LONDON, April 27, 2026, 12:07 BST
- The UK motor- finance trade body said it would not challenge the FCA’s £9.1 billion redress scheme, easing one uncertainty for Barclays before Tuesday’s results.
- Barclays has chosen not to challenge the scheme, joining Lloyds, Santander and Close Brothers in stepping back from court action.
- The bank separately kept buying back stock, disclosing about £116 million of share purchases for cancellation last week.
Barclays PLC heads into its first-quarter results with a cleaner route through a costly UK motor-finance scandal after the industry’s main trade body abandoned plans to challenge the regulator’s £9.1 billion compensation scheme.
The timing matters. Barclays is due to report Q1 results on Tuesday at 7:00 a.m. UK time, with investors looking for signs on provisions, capital returns and whether the bank can keep its 2026-2028 targets intact.
The Finance & Leasing Association said it still had concerns about the Financial Conduct Authority’s programme, but would not challenge it. The scheme is intended to compensate customers who were not properly told about commissions and links between car dealers and lenders on motor-finance deals, a redress scheme meaning a structured payout process for affected borrowers.
Barclays had already decided not to take legal action, Sky News reported on Friday, joining Lloyds Banking Group, Santander and Close Brothers. That does not end the matter, but it lowers the risk of a broad industry fight just before earnings season for the UK banks.
The FCA says about 12.1 million agreements made between 2007 and 2024 are eligible. Average compensation is expected to be around £830 per agreement, and the regulator estimates £7.5 billion in redress if 75% of eligible customers claim.
“We’ve listened to feedback to make sure the scheme is fair for consumers and proportionate for firms,” FCA Chief Executive Nikhil Rathi said when the final plan was set out. “It will put £7.5 billion back into people’s pockets.” FCA
For Barclays, the issue is manageable but not trivial. The bank increased its motor-finance provision to £325 million from £90 million last October, saying the extra £235 million charge would cut its common equity tier one ratio — a core capital cushion watched by regulators — by about 5 basis points.
The bank has also kept pressing its capital-return message. Barclays said on Monday it bought 26.8 million ordinary shares between April 20 and April 24 for cancellation, and had repurchased 190.8 million shares since the buyback programme announced on Feb. 10.
That programme sits inside a wider push by Chief Executive C.S. Venkatakrishnan to lift returns. In February, Barclays said 2025 pretax profit rose to £9.1 billion, return on tangible equity — profit measured against shareholder capital excluding intangible assets — reached 11.3%, and the bank was targeting more than 14% by 2028.

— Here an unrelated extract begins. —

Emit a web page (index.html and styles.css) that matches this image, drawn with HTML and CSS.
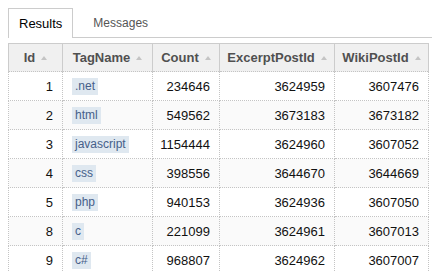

Shares were up 1.1% at 428.80 pence at 11:52 BST, according to delayed LSEG data shown by Investors Chronicle. The move was modest, but it came as investors had a firmer view of the legal path on motor finance.
There is still a risk paragraph, and it is not small. Consumer Voice has said it is preparing a challenge, and Russ Mould, investment director at AJ Bell, told City A.M. that lenders could be left in “gridlock” if implementation is delayed, the scheme is overturned or provisions have to be raised. City AM
The competitive read is mixed. Lloyds, which owns Black Horse, is more exposed to UK motor finance than Barclays, while Santander and Close Brothers also face compensation costs. Barclays exited motor-finance lending in 2019, which limits its forward exposure, but the historic book is still enough to keep conduct costs on the earnings call agenda.